## [PROBLEM REQUIREMENTS]
Copy every line in which the string "page" occurs.

(Records with interface code)
┄┄┄┄┄┄┄┄┄┄

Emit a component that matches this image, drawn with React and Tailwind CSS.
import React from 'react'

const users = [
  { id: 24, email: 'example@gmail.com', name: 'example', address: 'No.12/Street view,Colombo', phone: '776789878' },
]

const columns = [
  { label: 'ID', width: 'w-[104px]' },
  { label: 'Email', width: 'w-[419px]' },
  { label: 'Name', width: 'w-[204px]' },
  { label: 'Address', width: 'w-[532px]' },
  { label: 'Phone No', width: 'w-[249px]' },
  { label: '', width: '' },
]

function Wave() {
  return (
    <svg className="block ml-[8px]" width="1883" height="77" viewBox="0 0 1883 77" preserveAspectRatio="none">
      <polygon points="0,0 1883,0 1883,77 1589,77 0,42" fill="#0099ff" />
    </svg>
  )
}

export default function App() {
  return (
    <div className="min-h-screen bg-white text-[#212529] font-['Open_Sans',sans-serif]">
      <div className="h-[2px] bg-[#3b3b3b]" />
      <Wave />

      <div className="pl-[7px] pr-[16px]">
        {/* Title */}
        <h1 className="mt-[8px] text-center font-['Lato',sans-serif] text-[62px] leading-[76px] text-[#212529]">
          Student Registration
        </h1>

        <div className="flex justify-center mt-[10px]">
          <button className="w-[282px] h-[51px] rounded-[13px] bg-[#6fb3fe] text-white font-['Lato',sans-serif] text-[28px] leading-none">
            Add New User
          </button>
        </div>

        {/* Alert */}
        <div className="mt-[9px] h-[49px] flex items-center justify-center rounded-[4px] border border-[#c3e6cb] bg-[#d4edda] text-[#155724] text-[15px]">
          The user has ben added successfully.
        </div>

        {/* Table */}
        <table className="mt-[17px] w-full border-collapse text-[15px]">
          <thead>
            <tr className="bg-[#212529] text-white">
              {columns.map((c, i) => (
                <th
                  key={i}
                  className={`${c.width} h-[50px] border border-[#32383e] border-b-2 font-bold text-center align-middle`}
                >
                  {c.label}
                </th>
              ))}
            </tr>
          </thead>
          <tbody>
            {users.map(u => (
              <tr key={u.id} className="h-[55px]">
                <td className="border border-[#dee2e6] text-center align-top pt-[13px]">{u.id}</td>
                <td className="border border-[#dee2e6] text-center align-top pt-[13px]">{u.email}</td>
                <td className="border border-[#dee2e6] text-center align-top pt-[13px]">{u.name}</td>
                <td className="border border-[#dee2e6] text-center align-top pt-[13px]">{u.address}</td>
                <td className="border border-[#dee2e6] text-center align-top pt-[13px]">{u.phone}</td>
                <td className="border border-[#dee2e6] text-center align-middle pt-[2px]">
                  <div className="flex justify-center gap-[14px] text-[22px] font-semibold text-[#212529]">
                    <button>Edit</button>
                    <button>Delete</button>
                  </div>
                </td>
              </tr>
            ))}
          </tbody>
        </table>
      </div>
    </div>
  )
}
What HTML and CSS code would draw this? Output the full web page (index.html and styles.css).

┄┄┄┄┄┄┄┄┄┄

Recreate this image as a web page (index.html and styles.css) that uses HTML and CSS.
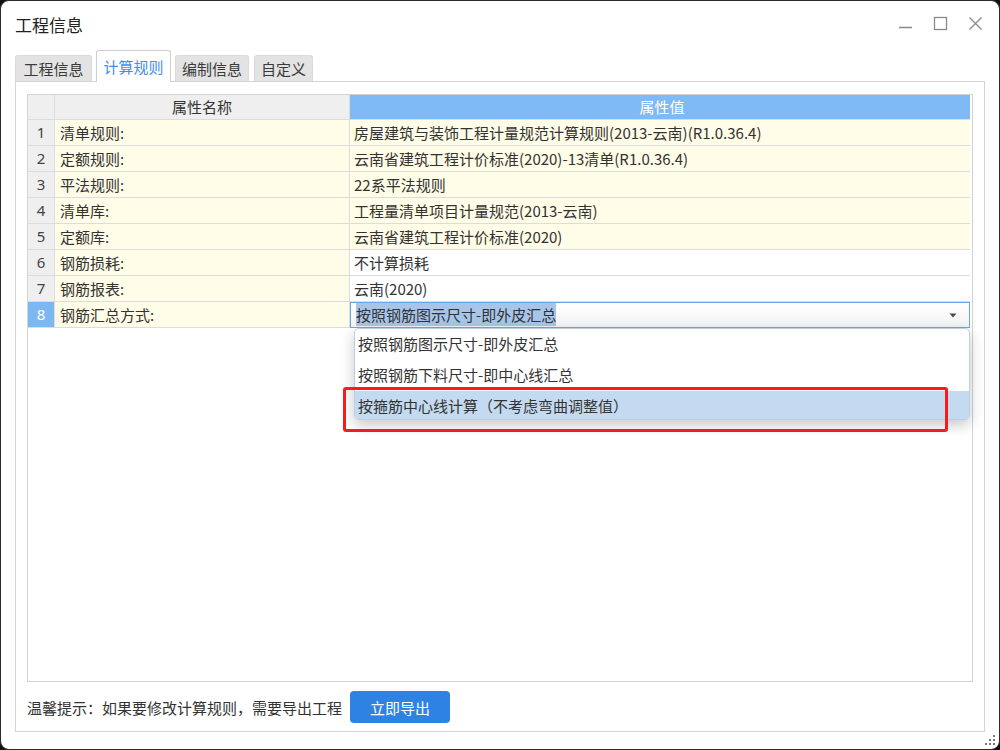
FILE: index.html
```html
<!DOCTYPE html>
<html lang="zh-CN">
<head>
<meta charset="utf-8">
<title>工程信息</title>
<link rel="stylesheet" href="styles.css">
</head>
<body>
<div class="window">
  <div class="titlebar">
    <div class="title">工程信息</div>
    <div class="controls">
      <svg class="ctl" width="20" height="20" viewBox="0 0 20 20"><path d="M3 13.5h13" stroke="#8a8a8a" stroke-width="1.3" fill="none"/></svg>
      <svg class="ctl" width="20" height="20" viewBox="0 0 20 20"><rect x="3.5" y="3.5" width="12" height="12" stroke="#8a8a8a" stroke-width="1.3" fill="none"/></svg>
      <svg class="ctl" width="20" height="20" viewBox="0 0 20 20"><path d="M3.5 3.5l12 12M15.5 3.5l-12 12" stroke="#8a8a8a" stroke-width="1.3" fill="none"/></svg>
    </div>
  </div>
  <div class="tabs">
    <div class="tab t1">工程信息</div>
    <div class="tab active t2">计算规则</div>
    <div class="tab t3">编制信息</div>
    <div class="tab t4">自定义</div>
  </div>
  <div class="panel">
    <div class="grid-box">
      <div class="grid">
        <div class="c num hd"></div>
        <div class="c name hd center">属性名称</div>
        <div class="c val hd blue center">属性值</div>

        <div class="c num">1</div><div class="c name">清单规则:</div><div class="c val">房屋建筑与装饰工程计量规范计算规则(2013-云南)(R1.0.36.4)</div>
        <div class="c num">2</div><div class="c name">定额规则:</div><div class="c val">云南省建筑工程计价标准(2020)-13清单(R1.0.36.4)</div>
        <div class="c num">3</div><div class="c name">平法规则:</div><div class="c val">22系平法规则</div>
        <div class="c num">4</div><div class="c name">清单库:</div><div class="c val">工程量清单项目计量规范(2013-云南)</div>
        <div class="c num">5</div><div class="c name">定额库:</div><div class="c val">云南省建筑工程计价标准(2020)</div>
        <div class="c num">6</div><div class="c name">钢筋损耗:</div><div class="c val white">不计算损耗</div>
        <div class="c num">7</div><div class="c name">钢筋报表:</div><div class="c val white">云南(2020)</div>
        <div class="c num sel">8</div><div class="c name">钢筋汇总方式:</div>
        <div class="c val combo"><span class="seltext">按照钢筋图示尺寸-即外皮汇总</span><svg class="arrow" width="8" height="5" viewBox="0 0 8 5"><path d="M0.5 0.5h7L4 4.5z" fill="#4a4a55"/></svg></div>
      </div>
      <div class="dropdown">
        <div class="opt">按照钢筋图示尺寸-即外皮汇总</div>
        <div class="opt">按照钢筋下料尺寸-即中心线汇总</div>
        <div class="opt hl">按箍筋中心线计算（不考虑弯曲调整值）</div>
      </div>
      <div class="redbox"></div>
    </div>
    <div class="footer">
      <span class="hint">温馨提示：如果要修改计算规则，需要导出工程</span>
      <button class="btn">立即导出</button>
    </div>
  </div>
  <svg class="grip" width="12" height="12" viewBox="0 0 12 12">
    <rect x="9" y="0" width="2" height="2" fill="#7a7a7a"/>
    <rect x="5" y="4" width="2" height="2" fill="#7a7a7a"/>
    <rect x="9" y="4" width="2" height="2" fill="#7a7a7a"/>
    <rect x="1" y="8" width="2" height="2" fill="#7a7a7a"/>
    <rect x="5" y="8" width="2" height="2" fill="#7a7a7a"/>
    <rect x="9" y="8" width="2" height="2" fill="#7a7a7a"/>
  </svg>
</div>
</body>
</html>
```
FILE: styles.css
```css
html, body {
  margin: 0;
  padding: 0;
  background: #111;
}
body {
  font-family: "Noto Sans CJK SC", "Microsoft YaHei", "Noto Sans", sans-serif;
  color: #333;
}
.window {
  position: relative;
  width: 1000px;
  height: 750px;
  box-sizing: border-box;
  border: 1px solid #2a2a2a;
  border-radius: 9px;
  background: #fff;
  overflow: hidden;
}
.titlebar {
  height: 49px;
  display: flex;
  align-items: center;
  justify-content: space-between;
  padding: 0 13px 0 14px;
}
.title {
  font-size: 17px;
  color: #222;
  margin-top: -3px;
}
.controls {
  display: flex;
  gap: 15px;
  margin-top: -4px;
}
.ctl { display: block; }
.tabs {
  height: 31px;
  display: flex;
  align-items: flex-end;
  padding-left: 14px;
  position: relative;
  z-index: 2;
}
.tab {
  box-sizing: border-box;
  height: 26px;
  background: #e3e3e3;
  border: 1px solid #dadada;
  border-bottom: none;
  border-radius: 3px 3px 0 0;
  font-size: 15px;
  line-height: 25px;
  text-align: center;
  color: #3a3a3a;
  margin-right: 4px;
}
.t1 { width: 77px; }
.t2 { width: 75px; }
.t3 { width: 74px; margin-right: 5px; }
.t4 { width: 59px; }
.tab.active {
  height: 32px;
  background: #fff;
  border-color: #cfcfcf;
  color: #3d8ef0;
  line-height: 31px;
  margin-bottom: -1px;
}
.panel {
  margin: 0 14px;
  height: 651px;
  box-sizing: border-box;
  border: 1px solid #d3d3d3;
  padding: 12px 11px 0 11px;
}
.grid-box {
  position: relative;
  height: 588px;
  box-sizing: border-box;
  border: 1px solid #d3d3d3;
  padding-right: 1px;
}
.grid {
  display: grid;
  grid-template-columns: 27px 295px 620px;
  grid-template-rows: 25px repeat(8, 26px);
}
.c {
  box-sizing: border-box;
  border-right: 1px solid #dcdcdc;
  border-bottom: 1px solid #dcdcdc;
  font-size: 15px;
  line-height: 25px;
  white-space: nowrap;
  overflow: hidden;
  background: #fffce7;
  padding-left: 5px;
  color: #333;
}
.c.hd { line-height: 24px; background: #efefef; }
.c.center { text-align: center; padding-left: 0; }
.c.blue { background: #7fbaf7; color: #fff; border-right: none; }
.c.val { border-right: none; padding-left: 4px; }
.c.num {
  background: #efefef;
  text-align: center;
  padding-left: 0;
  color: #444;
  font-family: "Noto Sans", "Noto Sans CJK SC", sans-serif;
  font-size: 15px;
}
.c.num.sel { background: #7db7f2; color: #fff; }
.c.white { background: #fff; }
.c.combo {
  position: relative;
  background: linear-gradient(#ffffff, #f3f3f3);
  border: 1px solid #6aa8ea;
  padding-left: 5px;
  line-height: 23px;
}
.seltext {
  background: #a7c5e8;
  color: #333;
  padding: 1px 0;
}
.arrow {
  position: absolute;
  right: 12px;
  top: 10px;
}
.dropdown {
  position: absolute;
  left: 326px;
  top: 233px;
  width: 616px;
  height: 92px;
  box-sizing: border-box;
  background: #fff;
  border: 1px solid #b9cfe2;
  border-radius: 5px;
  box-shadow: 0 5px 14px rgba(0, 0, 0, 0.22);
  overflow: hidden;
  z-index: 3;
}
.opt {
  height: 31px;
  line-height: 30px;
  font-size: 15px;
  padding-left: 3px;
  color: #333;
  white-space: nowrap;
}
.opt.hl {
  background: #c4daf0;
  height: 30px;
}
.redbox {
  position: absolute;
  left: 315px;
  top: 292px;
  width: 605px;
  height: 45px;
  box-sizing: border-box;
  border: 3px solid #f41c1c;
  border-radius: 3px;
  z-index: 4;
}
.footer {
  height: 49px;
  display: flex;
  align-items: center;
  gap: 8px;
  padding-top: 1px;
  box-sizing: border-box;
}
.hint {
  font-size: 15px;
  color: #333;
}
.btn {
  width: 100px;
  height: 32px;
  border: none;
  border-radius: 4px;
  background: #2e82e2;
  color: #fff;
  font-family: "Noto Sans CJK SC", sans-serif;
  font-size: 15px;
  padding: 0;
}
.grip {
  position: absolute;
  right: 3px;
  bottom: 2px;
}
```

┄┄┄┄┄┄┄┄┄┄

## [FULL ANSWER]
What HTML and CSS code would draw this? Output the full web page (index.html and styles.css).
Recreate this image as a web page (index.html and styles.css) that uses HTML and CSS.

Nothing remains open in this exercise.